_Problem:_
Quote the data exactly, first line to the line containing "import React from 'react';", with no pictures.

#### Data supplied

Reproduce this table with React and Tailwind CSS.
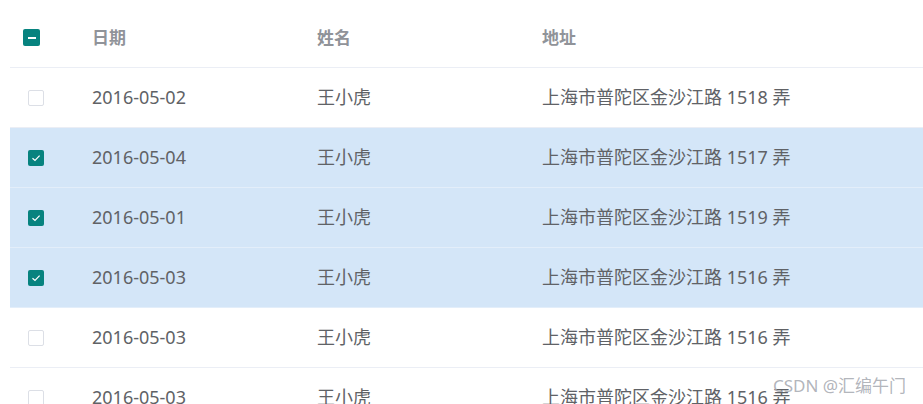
import React from 'react';

const rows = [
  { date: '2016-05-02', name: '王小虎', address: '上海市普陀区金沙江路 1518 弄', checked: false },
  { date: '2016-05-04', name: '王小虎', address: '上海市普陀区金沙江路 1517 弄', checked: true },
  { date: '2016-05-01', name: '王小虎', address: '上海市普陀区金沙江路 1519 弄', checked: true },
  { date: '2016-05-03', name: '王小虎', address: '上海市普陀区金沙江路 1516 弄', checked: true },
  { date: '2016-05-03', name: '王小虎', address: '上海市普陀区金沙江路 1516 弄', checked: false },
  { date: '2016-05-03', name: '王小虎', address: '上海市普陀区金沙江路 1516 弄', checked: false },
];

const Checkbox = ({ checked }) =>
  checked ? (
    <span className="flex h-4 w-4 items-center justify-center rounded-[2px] bg-[#07837f]">
      <svg width="10" height="8" viewBox="0 0 10 8" fill="none">
        <path d="M1.5 4.2 L4 6.4 L8.6 1.6" stroke="#fff" strokeWidth="1.2" />
      </svg>
    </span>
  ) : (
    <span className="block h-4 w-4 rounded-[2px] border border-[#dcdfe6] bg-white" />
  );

const App = () => {
  return (
    <div
      className="relative h-[404px] w-[923px] overflow-hidden bg-white pl-[10px]"
      style={{ fontFamily: '"Noto Sans", "Noto Sans CJK SC", sans-serif' }}
    >
      <div className="pt-2">
        <div className="grid h-[60px] grid-cols-[82px_225px_225px_1fr] items-center border-b border-[#ebeef5] text-[17px] font-bold text-[#909399]">
          <div className="pl-[13px]">
            <span className="flex h-[17px] w-[17px] items-center justify-center rounded-[2px] bg-[#07837f]">
              <span className="block h-[2px] w-[8px] bg-white" />
            </span>
          </div>
          <div>日期</div>
          <div>姓名</div>
          <div>地址</div>
        </div>

        {rows.map((row, idx) => (
          <div
            key={idx}
            className={`grid h-[60px] grid-cols-[82px_225px_225px_1fr] items-center border-b text-[18px] text-[#606266] ${
              row.checked ? 'border-[#e3eefa] bg-[#d4e6f8]' : 'border-[#ebeef5] bg-white'
            }`}
          >
            <div className="pl-[18px]">
              <Checkbox checked={row.checked} />
            </div>
            <div>{row.date}</div>
            <div>{row.name}</div>
            <div>{row.address}</div>
          </div>
        ))}
      </div>

      <div className="absolute left-[773px] top-[373px] text-[17px] text-[#a9acb3]/90">CSDN @汇编午门</div>
    </div>
  );
};

export default App;
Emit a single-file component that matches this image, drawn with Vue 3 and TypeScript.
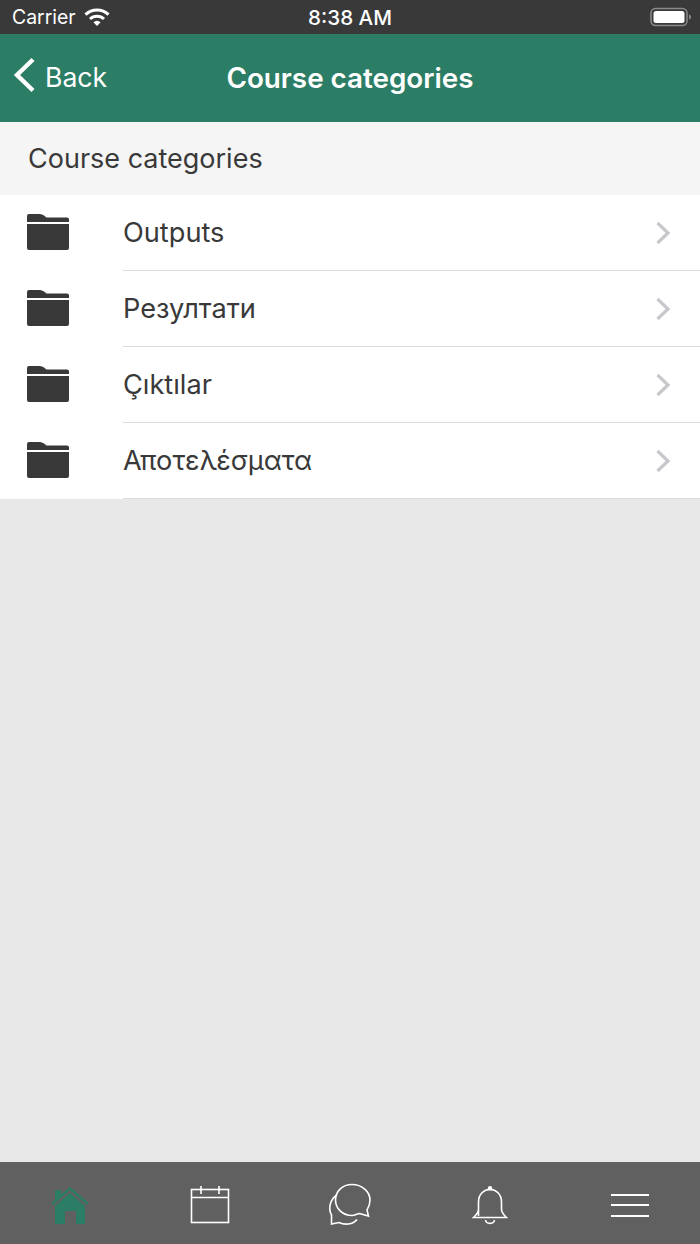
<script setup lang="ts">
const categories = ['Outputs', 'Резултати', 'Çıktılar', 'Αποτελέσματα'];
</script>

<template>
  <div class="screen">
    <div class="status-bar">
      <div class="status-left">
        <span class="carrier">Carrier</span>
        <svg class="wifi" width="26" height="19" viewBox="0 0 26 19">
          <path d="M1.5 6.6 A16.5 16.5 0 0 1 24.5 6.6" fill="none" stroke="#fff" stroke-width="3" />
          <path d="M6 11 A10.2 10.2 0 0 1 20 11" fill="none" stroke="#fff" stroke-width="3" />
          <path d="M9.4 14.2 A5.5 5.5 0 0 1 16.6 14.2 L13 18 Z" fill="#fff" />
        </svg>
      </div>
      <span class="clock">8:38 AM</span>
      <div class="status-right">
        <svg width="42" height="20" viewBox="0 0 42 20">
          <rect x="1" y="1.5" width="36" height="17" rx="4.5" fill="none" stroke="#8a8a8a" stroke-width="1.5" />
          <rect x="3.5" y="4" width="31" height="12" rx="2.5" fill="#fff" />
          <path d="M39 7.5 C40.5 8 41 9 41 10 C41 11 40.5 12 39 12.5 Z" fill="#8a8a8a" />
        </svg>
      </div>
    </div>

    <header class="nav-bar">
      <div class="back">
        <svg width="24" height="36" viewBox="0 0 24 36">
          <path d="M20 2.5 L4 18 L20 33.5" fill="none" stroke="#fff" stroke-width="4.4" />
        </svg>
        <span>Back</span>
      </div>
      <h1>Course categories</h1>
    </header>

    <main class="content">
      <div class="section-title">Course categories</div>
      <ul class="list">
        <li v-for="cat in categories" :key="cat" class="row">
          <div class="folder">
            <svg width="42" height="36" viewBox="0 0 42 36">
              <path d="M0 8 V2 Q0 0 2 0 H13 Q15 0 17 1.5 L19.5 3.5 H40 Q42 3.5 42 5.5 V8 Z" fill="#393939" />
              <path d="M0 10 H42 V34 Q42 36 40 36 H2 Q0 36 0 34 Z" fill="#393939" />
            </svg>
          </div>
          <div class="row-body">
            <span class="row-label">{{ cat }}</span>
            <svg class="chevron" width="16" height="24" viewBox="0 0 16 24">
              <path d="M2.5 2 L13 12 L2.5 22" fill="none" stroke="#c7c7cc" stroke-width="3.2" />
            </svg>
          </div>
        </li>
      </ul>
    </main>

    <nav class="tab-bar">
      <div class="tab">
        <svg width="38" height="40" viewBox="0 0 38 40">
          <path d="M1 19 L19 3.5 L37 19" fill="none" stroke="#2c7d65" stroke-width="2.4" />
          <path d="M4 5 H10 V10 L4 15 Z" fill="#2c7d65" />
          <path d="M4 21 L19 8 L34 21 V39 H25 V26 H14 V39 H4 Z" fill="#2c7d65" />
        </svg>
      </div>
      <div class="tab">
        <svg width="40" height="40" viewBox="0 0 40 40">
          <rect x="1.5" y="4.5" width="37" height="33" fill="none" stroke="#fff" stroke-width="1.6" />
          <path d="M1.5 12.5 H38.5" stroke="#fff" stroke-width="1.6" />
          <path d="M11 1 V9 M29 1 V9" stroke="#fff" stroke-width="1.6" />
        </svg>
      </div>
      <div class="tab">
        <svg width="44" height="44" viewBox="0 0 44 44">
          <path d="M9 12 C2 16 0 26 3.5 32 L3.5 41 L11 39.5 C16 42 25 42 29 36.5" fill="none" stroke="#fff" stroke-width="1.6" />
          <path d="M24 1.5 C14 1.5 7.5 8.5 7.5 17 C7.5 26 15 32.5 24 32.5 C27 32.5 29 30.5 31.5 30.5 L40.5 33 L39 27 C41 24 42 20.5 42 17 C42 8.5 34 1.5 24 1.5 Z" fill="none" stroke="#fff" stroke-width="1.6" />
        </svg>
      </div>
      <div class="tab">
        <svg width="36" height="40" viewBox="0 0 36 40">
          <circle cx="18" cy="3.2" r="2.2" fill="#fff" />
          <path d="M6.5 31 V17 C6.5 9 12 4.5 18 4.5 C24 4.5 29.5 9 29.5 17 V24 C29.5 28 32 30 34.5 32.5 H1.5 C4 30 6.5 28 6.5 24 Z" fill="none" stroke="#fff" stroke-width="1.6" />
          <path d="M13.5 35 C14 39.5 22 39.5 22.5 35" fill="none" stroke="#fff" stroke-width="1.6" />
        </svg>
      </div>
      <div class="tab">
        <div class="burger"><i></i><i></i><i></i></div>
      </div>
    </nav>
  </div>
</template>

<style>
html,
body {
  margin: 0;
  padding: 0;
}
</style>

<style scoped>
* {
  box-sizing: border-box;
}

.screen {
  display: flex;
  flex-direction: column;
  height: 100vh;
  overflow: hidden;
  background: #e8e8e8;
  font-family: Inter, "Noto Sans", sans-serif;
}

.status-bar {
  display: grid;
  grid-template-columns: 1fr auto 1fr;
  align-items: center;
  height: 34px;
  padding: 0 8px;
  background: #393939;
  color: #fff;
}

.status-left {
  display: flex;
  align-items: center;
  gap: 8px;
  padding-left: 4px;
}

.carrier {
  font-size: 19.4px;
}

.clock {
  font-size: 20.6px;
  font-weight: 500;
}

.status-right {
  display: flex;
  justify-content: flex-end;
}

.status-right svg,
.wifi {
  display: block;
}

.nav-bar {
  position: relative;
  display: flex;
  align-items: center;
  justify-content: center;
  height: 88px;
  background: #2c7d65;
  color: #fff;
}

.back {
  position: absolute;
  left: 13px;
  top: 23px;
  display: flex;
  align-items: center;
  gap: 8px;
  font-size: 26.6px;
}

.back span {
  padding-top: 3px;
}

.nav-bar h1 {
  margin: 0;
  font-size: 27.8px;
  font-weight: 600;
}

.content {
  flex: 1;
}

.section-title {
  display: flex;
  align-items: center;
  height: 73px;
  padding-left: 28px;
  background: #f5f5f5;
  color: #393939;
  font-size: 27px;
}

.list {
  margin: 0;
  padding: 0;
  list-style: none;
  background: #fff;
}

.row {
  display: flex;
  height: 76px;
}

.folder {
  width: 123px;
  padding: 19px 0 0 27px;
}

.folder svg {
  display: block;
}

.row-body {
  flex: 1;
  display: flex;
  align-items: center;
  justify-content: space-between;
  padding-right: 29px;
  border-bottom: 1.5px solid #dcdcdc;
  color: #393939;
  font-size: 27.2px;
}

.chevron {
  display: block;
}

.tab-bar {
  display: grid;
  grid-template-columns: repeat(5, 1fr);
  align-items: center;
  height: 82px;
  padding-top: 4px;
  background: #606060;
}

.tab {
  display: flex;
  justify-content: center;
}

.tab svg {
  display: block;
}

.burger {
  display: flex;
  flex-direction: column;
  gap: 8.5px;
  width: 38px;
}

.burger i {
  display: block;
  height: 2px;
  background: #fff;
}
</style>
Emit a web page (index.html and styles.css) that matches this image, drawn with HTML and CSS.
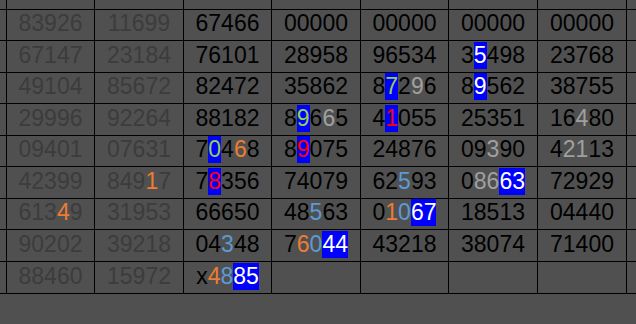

########

_Result of the exercise:_
Reproduce this table with React and Tailwind CSS.
import React from 'react';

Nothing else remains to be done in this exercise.